Moving on up to the Bijou, he added, would have meant even more money could have been raised for Second Harvest, and even after COVID-19 caused the fall of live performances, talks shifted to turning the “Spectacular” into one of the venue’s signature “Live From the Bijou” events, which would permit a limited number of live attendees but be livestreamed to those who could enjoy it digitally without leaving their homes. McGill’s been livestreaming himself playing solo since September, so he’s no stranger to digital entertainment.
“I’ve been doing a livestream for about the last two months, every other weekend, and we’ve had some success, considering what it is,” he said. “If we had a late [Tennessee football] game, we would do it at 5; if it was an earlier game, we did it at 7. For the 7 p.m. numbers, we’ve had as many as 1,500 views, and the 5 p.m. numbers have been as high as 500. It’s been pretty successful for just a guy and a guitar, especially since I didn’t even pick one up until September.
“You don’t have any audience feedback, so there’s no instant gratification from it. You can’t hear whether they’re laughing at your jokes through cyberspace, so that’s a little challenging, but I’ve gotten real comfortable with doing the livestream things.”
And thanks to Corrigan and Braden, who stepped in and offered the use of their downtown space and audio equipment, McGill doesn’t have to worry about anything except playing. Corrigan, a longtime contributor to the music scene, will be running video, and come Dec. 18, it’ll be the three of them, putting out a solo “Christmas Spectacular” to the East Tennessee friends, family members and fans who need all the cheer they can get. Those who wish to take part can find more information on McGill’s Facebook page, which will contain donation links to the Bijou – the secondary charity he’s earmarking funds for this year – as well as Second Harvest Food Bank, which he’s been honored to help out for years now.

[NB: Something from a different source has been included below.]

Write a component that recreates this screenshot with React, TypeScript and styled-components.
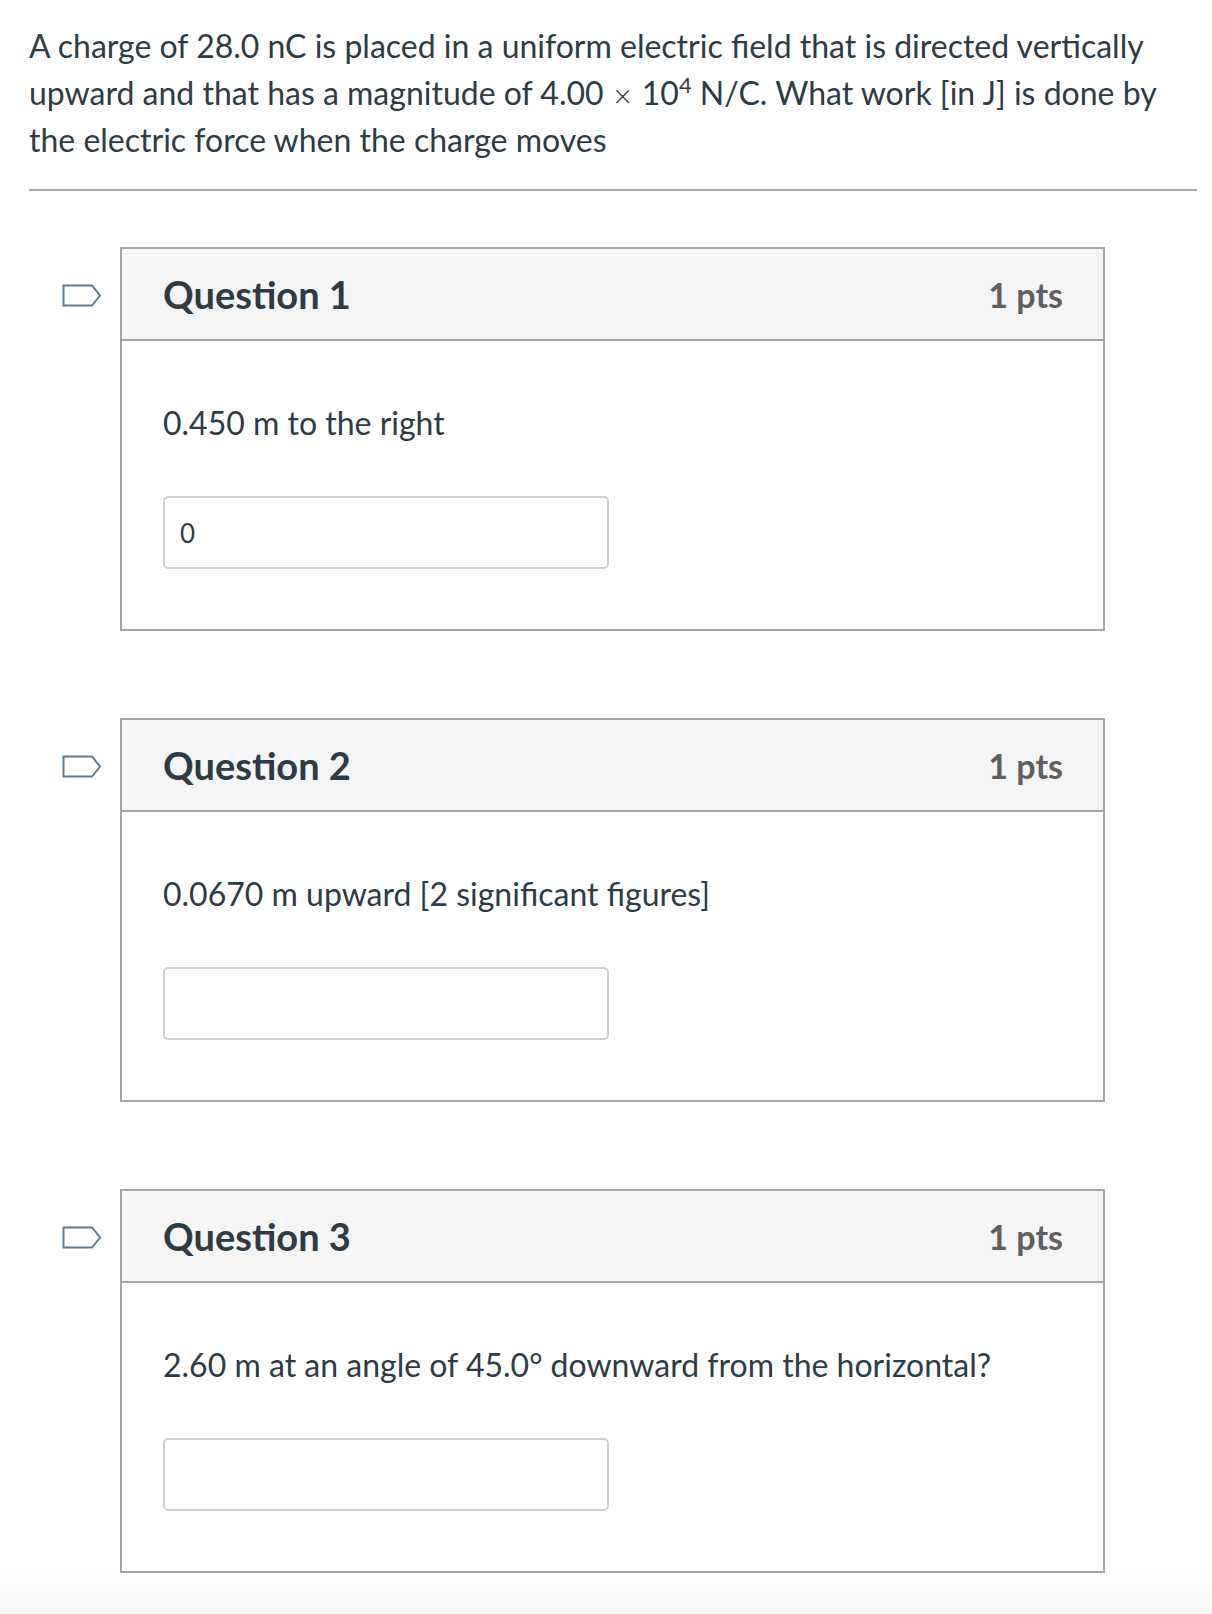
import React from 'react';
import styled, { createGlobalStyle } from 'styled-components';

const GlobalStyle = createGlobalStyle`
  body {
    margin: 0;
    background: #ffffff;
    font-family: Lato, "Noto Sans", sans-serif;
    color: #2d3b45;
  }
`;

const Page = styled.div`
  padding: 22px 15px 0 29px;
`;

const Prompt = styled.p`
  margin: 0;
  font-size: 32px;
  line-height: 47px;
`;

const Sup = styled.span`
  font-size: 22px;
  line-height: 1;
  vertical-align: 12px;
`;

const Times = styled.span`
  font-family: "DejaVu Sans", sans-serif;
  font-size: 26px;
  font-weight: 300;
  line-height: 1;
`;

const Rule = styled.hr`
  margin: 26px 0 0;
  border: none;
  height: 2px;
  background: #a8a8a8;
`;

const QuestionList = styled.div`
  display: flex;
  flex-direction: column;
  gap: 87px;
  margin-top: 56px;
`;

const Row = styled.div`
  display: flex;
`;

const FlagCol = styled.div`
  width: 91px;
  flex: none;
  padding: 37px 0 0 33px;
  box-sizing: border-box;
`;

const Box = styled.div`
  width: 985px;
  border: 2px solid #a5a5a5;
  box-sizing: border-box;
`;

const Header = styled.div`
  height: 92px;
  box-sizing: border-box;
  display: flex;
  align-items: center;
  justify-content: space-between;
  padding: 0 40px 0 41px;
  background: #f5f5f5;
  border-bottom: 2px solid #a5a5a5;
`;

const Title = styled.h2`
  margin: 0;
  font-size: 38px;
  font-weight: 700;
  color: #2d3b45;
`;

const Points = styled.span`
  font-size: 34px;
  font-weight: 700;
  color: #5f5f5f;
`;

const Body = styled.div`
  padding: 58px 41px 60px;
`;

const QuestionText = styled.p`
  margin: 0;
  font-size: 32px;
  line-height: 47px;
`;

const Answer = styled.input`
  display: block;
  margin-top: 50px;
  width: 446px;
  height: 73px;
  box-sizing: border-box;
  border: 2px solid #cfcfcf;
  border-radius: 5px;
  padding: 0 15px;
  font-family: Lato, "Noto Sans", sans-serif;
  font-size: 26px;
  color: #2d3b45;
  background: #fff;
  outline: none;
`;

const Footer = styled.div`
  height: 41px;
  background: linear-gradient(to bottom, #ffffff, #f6f6f6);
`;

const Flag = () => (
  <svg width="40" height="23" viewBox="0 0 40 23">
    <path
      d="M1.5 1.5 H30 L38 11.5 L30 21.5 H1.5 Z"
      fill="none"
      stroke="#5b7b98"
      strokeWidth="2"
      strokeLinejoin="miter"
    />
  </svg>
);

const questions = [
  { n: 1, text: '0.450 m to the right', value: '0' },
  { n: 2, text: '0.0670 m upward [2 significant figures]', value: '' },
  { n: 3, text: '2.60 m at an angle of 45.0° downward from the horizontal?', value: '' },
];

const App = () => (
  <>
    <GlobalStyle />
    <Page>
      <Prompt>
        A charge of 28.0 nC is placed in a uniform electric field that is directed vertically
        upward and that has a magnitude of 4.00 <Times>×</Times> 10<Sup>4</Sup> N/C. What work [in J]
        is done by the electric force when the charge moves
      </Prompt>
      <Rule />
      <QuestionList>
        {questions.map((q) => (
          <Row key={q.n}>
            <FlagCol>
              <Flag />
            </FlagCol>
            <Box>
              <Header>
                <Title>Question {q.n}</Title>
                <Points>1 pts</Points>
              </Header>
              <Body>
                <QuestionText>{q.text}</QuestionText>
                <Answer type="text" defaultValue={q.value} readOnly />
              </Body>
            </Box>
          </Row>
        ))}
      </QuestionList>
    </Page>
    <Footer />
  </>
);

export default App;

“I just need some interaction, and you people do too,” he said. “The other thing to keep in mind is that it is what it is now because it’s for a cause that’s much greater than me scratching my itch to get up there and play. We’ve made enough money over the last several years to provide right at 20,000 meals for kids, but even today, even as COVID looms and we’re constantly thinking about it, there are still one out of six children going hungry in East Tennessee, and that’s a problem.”